Front-end source files
● ● ●

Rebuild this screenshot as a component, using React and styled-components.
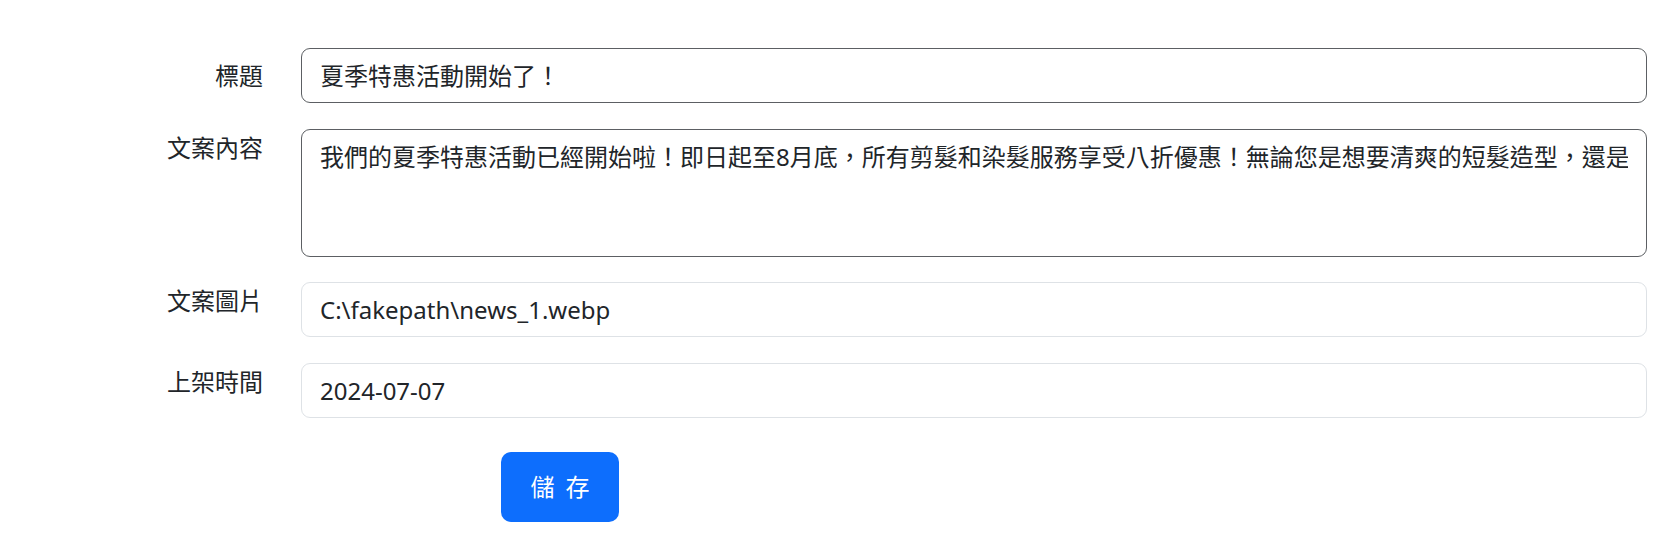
import React from 'react';
import styled, { createGlobalStyle } from 'styled-components';

const GlobalStyle = createGlobalStyle`
 html, body {
  margin: 0;
  padding: 0;
  background: #fff;
 }
 body {
  font-family: "Segoe UI", "Noto Sans", "Noto Sans CJK TC", sans-serif;
  color: #212529;
 }
`;

const Form = styled.form`
 padding: 48px 25px 0 0;
 display: grid;
 grid-template-columns: 263px minmax(0, 1fr);
 column-gap: 38px;
 row-gap: 25.5px;
`;

const Label = styled.label`
 font-size: 24px;
 line-height: 36px;
 text-align: right;
 color: #212529;
 padding-top: ${p => (p.centered ? '0' : '1px')};
 align-self: ${p => (p.centered ? 'center' : 'start')};
`;

const Field = styled.div`
 box-sizing: border-box;
 min-width: 0;
 height: ${p => p.h || 55}px;
 padding: 9px 18px;
 border: 1px solid ${p => (p.dark ? '#5c5f63' : '#dee2e6')};
 border-radius: 9px;
 font-size: 24px;
 line-height: 36px;
 color: #212529;
 background: #fff;
`;

// text that runs past the right edge is cut at the content box
const Clip = styled.div`
 overflow: hidden;
 white-space: nowrap;
`;

const Actions = styled.div`
 grid-column: 2;
 padding: 9px 0 0 200px;
`;

const SaveButton = styled.button`
 box-sizing: border-box;
 width: 118px;
 height: 70px;
 border: none;
 border-radius: 10px;
 background: #0d6efd;
 color: #fff;
 font-family: inherit;
 font-size: 24px;
 line-height: 36px;
 word-spacing: 5px;
 cursor: pointer;
 &:hover {
  background: #0b5ed7;
 }
`;

const fields = [
 { label: '標題', value: '夏季特惠活動開始了！', dark: true, centered: true },
 {
  label: '文案內容',
  value: '我們的夏季特惠活動已經開始啦！即日起至8月底，所有剪髮和染髮服務享受八折優惠！無論您是想要清爽的短髮造型，還是充滿活力的夏日髮色，我們的專業設計師都能為您打造。',
  dark: true,
  h: 128,
 },
 { label: '文案圖片', value: 'C:\\fakepath\\news_1.webp' },
 { label: '上架時間', value: '2024-07-07' },
];

export default function App() {
 return (
  <>
   <GlobalStyle />
   <Form onSubmit={e => e.preventDefault()}>
    {fields.map((f, i) => (
     <React.Fragment key={i}>
      <Label centered={f.centered}>{f.label}</Label>
      <Field dark={f.dark} h={f.h}>
       <Clip>{f.value}</Clip>
      </Field>
     </React.Fragment>
    ))}
    <Actions>
     <SaveButton type="submit">儲 存</SaveButton>
    </Actions>
   </Form>
  </>
 );
}
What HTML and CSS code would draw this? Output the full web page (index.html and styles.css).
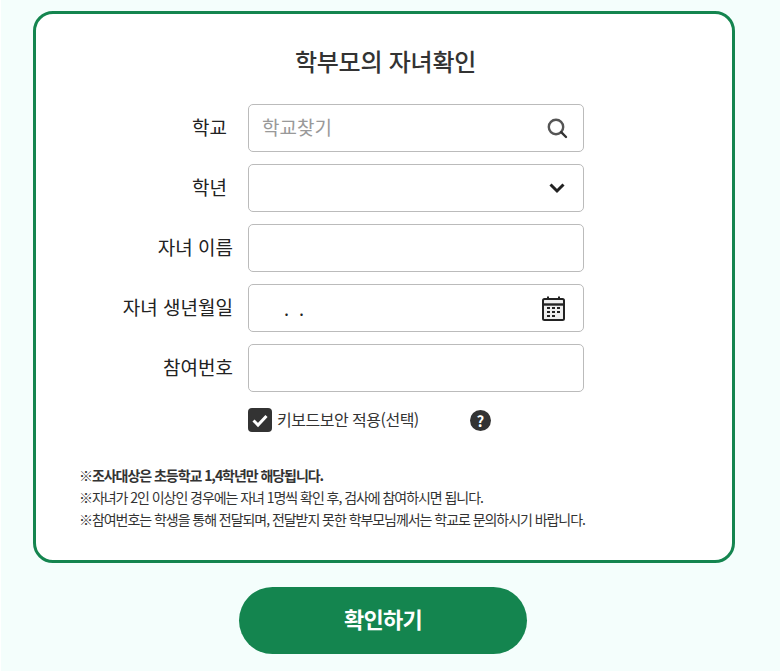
FILE: index.html
```html
<!DOCTYPE html>
<html lang="ko">
<head>
    <meta charset="UTF-8">
    <meta name="viewport" content="width=device-width, initial-scale=1.0">
    <title>학부모의 자녀확인</title>

    <link rel="stylesheet" href="styles.css">
</head>
<body>
    <div class="page">
        <form class="card">
            <h1 class="card-title">학부모의 자녀확인</h1>

            <div class="form-row">
                <label class="form-label form-label-short">학교</label>
                <div class="field">
                    <span class="placeholder">학교찾기</span>
                    <svg class="field-icon" width="22" height="22" viewBox="0 0 22 22" fill="none">
                        <circle cx="10" cy="10" r="7.2" stroke="#555" stroke-width="2.4"/>
                        <path d="M15.2 15.2L20 20" stroke="#333" stroke-width="2.4" stroke-linecap="round"/>
                    </svg>
                </div>
            </div>

            <div class="form-row">
                <label class="form-label form-label-short">학년</label>
                <div class="field">
                    <svg class="field-icon" width="22" height="22" viewBox="0 0 22 22" fill="none">
                        <path d="M4.5 7.5L11 14L17.5 7.5" stroke="#222" stroke-width="3"/>
                    </svg>
                </div>
            </div>

            <div class="form-row">
                <label class="form-label">자녀 이름</label>
                <div class="field"></div>
            </div>

            <div class="form-row">
                <label class="form-label">자녀 생년월일</label>
                <div class="field">
                    <span class="date-value">. .</span>
                    <svg class="field-icon icon-calendar" width="24" height="26" viewBox="0 0 24 26" fill="none">
                        <rect x="2" y="4" width="21" height="21" rx="1.5" fill="#eee" stroke="#222" stroke-width="2"/>
                        <path d="M2 9.5H23" stroke="#222" stroke-width="2.4"/>
                        <path d="M7 1.5V5M18 1.5V5" stroke="#222" stroke-width="2"/>
                        <path d="M6 13H9M11 13H14M16 13H19M6 17H9M11 17H14M16 17H19M6 21H9M11 21H14" stroke="#222" stroke-width="2"/>
                    </svg>
                </div>
            </div>

            <div class="form-row">
                <label class="form-label">참여번호</label>
                <div class="field"></div>
            </div>

            <div class="security-row">
                <span class="check-box">
                    <svg width="24" height="24" viewBox="0 0 24 24" fill="none">
                        <path d="M5.5 12.5L10 17L18.5 8" stroke="#fff" stroke-width="3"/>
                    </svg>
                </span>
                <span class="security-text">키보드보안 적용(선택)</span>
                <span class="help-icon">?</span>
            </div>

            <div class="notes">
                <p class="note note-strong">※조사대상은 초등학교 1,4학년만 해당됩니다.</p>
                <p class="note">※자녀가 2인 이상인 경우에는 자녀 1명씩 확인 후, 검사에 참여하시면 됩니다.</p>
                <p class="note">※참여번호는 학생을 통해 전달되며, 전달받지 못한 학부모님께서는 학교로 문의하시기 바랍니다.</p>
            </div>
        </form>

        <button class="btn-confirm" type="button">확인하기</button>
    </div>
</body>
</html>
```

FILE: styles.css
```css
html, body{
    margin: 0;
    padding: 0;
    background-color: #fff;
}

body{
    font-family: "Noto Sans CJK KR", "Noto Sans", sans-serif;
    color: #222;
}

.page{
    height: 671px;
    margin-left: 1px;
    padding-top: 11px;
    box-sizing: border-box;
    background-color: #f4fefc;
    overflow: hidden;
}

.card{
    width: 702px;
    height: 552px;
    margin-left: 32px;
    padding: 29px 0 0;
    box-sizing: border-box;
    background-color: #fff;
    border: 3px solid #14854f;
    border-radius: 20px;
}

.card-title{
    margin: 0 0 25px;
    height: 36px;
    padding-left: 3px;
    font-size: 24px;
    line-height: 36px;
    font-weight: 500;
    letter-spacing: -0.25px;
    text-align: center;
    color: #333;
}

.form-row{
    display: flex;
    align-items: center;
    margin-bottom: 12px;
}

.form-label{
    width: 212px;
    padding: 0 15px 3px 0;
    box-sizing: border-box;
    font-size: 19px;
    text-align: right;
}

.form-label-short{
    padding-right: 21px;
}

.field{
    width: 336px;
    height: 48px;
    padding: 0 15px 0 13px;
    box-sizing: border-box;
    display: flex;
    align-items: center;
    background-color: #fff;
    border: 1px solid #bbb;
    border-radius: 5px;
}

.placeholder{
    padding-bottom: 3px;
    font-size: 19px;
    color: #999;
}

.date-value{
    margin-left: 22px;
    font-size: 18px;
    word-spacing: 5px;
}

.field-icon{
    margin-left: auto;
}

.icon-calendar{
    margin-right: 3px;
}

.security-row{
    display: flex;
    align-items: center;
    height: 26px;
    margin-top: 15px;
    margin-left: 212px;
}

.check-box{
    width: 24px;
    height: 24px;
    display: flex;
    background-color: #333;
    border-radius: 4px;
}

.security-text{
    margin-left: 5px;
    padding-bottom: 2px;
    font-size: 16px;
    letter-spacing: -0.5px;
    color: #333;
}

.help-icon{
    width: 21px;
    height: 21px;
    margin-left: 51px;
    background-color: #333;
    border-radius: 50%;
    color: #fff;
    font-size: 15px;
    font-weight: 700;
    line-height: 21px;
    text-align: center;
}

.notes{
    margin-top: 31px;
    margin-left: 43px;
}

.note{
    margin: 0;
    height: 22px;
    font-size: 14px;
    line-height: 22px;
    letter-spacing: -1.05px;
    white-space: nowrap;
    color: #333;
}

.note-strong{
    font-weight: 700;
}

.btn-confirm{
    display: block;
    width: 288px;
    height: 67px;
    margin: 24px 0 0 238px;
    padding: 0 0 5px;
    background-color: #14854f;
    border: 0;
    border-radius: 34px;
    color: #fff;
    font-family: inherit;
    font-size: 22px;
    font-weight: 700;
    letter-spacing: -0.8px;
    cursor: pointer;
}
```
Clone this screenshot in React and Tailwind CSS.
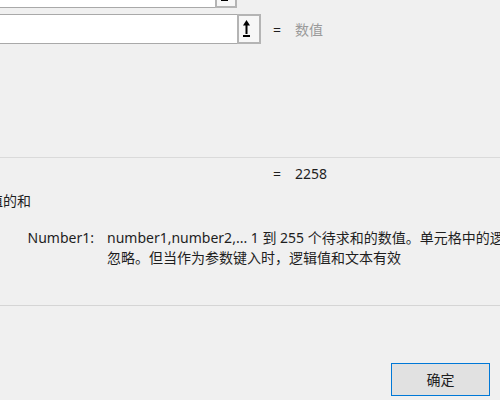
import React from "react";

const UpArrow = () => (
  <svg width="7" height="18" viewBox="0 0 7 18">
    <polygon points="3.5,0 0,5.5 7,5.5" fill="#000" />
    <rect x="2.5" y="5" width="2" height="9" fill="#000" />
    <rect x="0" y="15" width="7" height="2" fill="#000" />
  </svg>
);

// one argument row: edit box, collapse button, "=" and the evaluated value
const ArgRow = ({ value, muted, lift }) => (
  <div className="flex items-center h-[30px]">
    <div className="w-[237px] h-full bg-white border-y border-[#a9a9a9]" />
    <div className="w-[24px] h-full border-2 border-[#b4b4b4] bg-[#f7f7f7] flex items-center pl-[4px]">
      <UpArrow />
    </div>
    <span className={lift ? "ml-[12px] leading-[20px] -translate-y-[1px]" : "ml-[12px] leading-[20px] translate-y-[1px]"}>=</span>
    <span
      className={
        muted
          ? "ml-[14px] leading-[20px] text-[#9a9a9a] whitespace-nowrap translate-y-[1px]"
          : "ml-[14px] leading-[20px] whitespace-nowrap -translate-y-[1px]"
      }
    >
      {value}
    </span>
  </div>
);

export default function App() {
  return (
    <div className="w-[500px] h-[400px] overflow-hidden bg-[#f0f0f0] text-[14px] text-[#1e1e1e] font-['Noto_Sans','Noto_Sans_CJK_SC',sans-serif]">
      {/* Argument boxes */}
      <div className="-mt-[22px] flex flex-col gap-[6px]">
        <ArgRow value="{65,78,92,81,86,125,342,456,522,7}" lift />
        <ArgRow value="数值" muted />
      </div>

      {/* Result + description */}
      <div className="mt-[113px] border-t border-[#dadada]">
        <div className="pt-[6px] pl-[273px] flex leading-[20px]">
          <span>=</span>
          <span className="ml-[14px]">2258</span>
        </div>
        <div className="mt-[7px] -ml-[165px] leading-[20px] whitespace-nowrap">
          计算单元格区域中所有数值的和
        </div>
        <div className="mt-[17px] flex leading-[20px] whitespace-nowrap">
          <div className="w-[94px] text-right shrink-0">Number1:</div>
          <div className="ml-[13px] shrink-0">
            <div>number1,number2,... 1 到 255 个待求和的数值。单元格中的逻辑值和文本将被</div>
            <div>忽略。但当作为参数键入时，逻辑值和文本有效</div>
          </div>
        </div>
      </div>

      {/* Footer */}
      <div className="mt-[37px] border-t border-[#d5d5d5]">
        <div className="mt-[57px] ml-[391px] w-[99px] h-[33px] border border-[#0078d7] bg-[#e1e1e1] flex items-center justify-center">
          确定
        </div>
      </div>
    </div>
  );
}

● ● ●

Identify the lines that contain the string "React", and copy every one of them.

Rebuild this screenshot as a component, using React and styled-components.
import React from 'react';
     <React.Fragment key={i}>
     </React.Fragment>
Clone this screenshot in React and Tailwind CSS.
import React from "react";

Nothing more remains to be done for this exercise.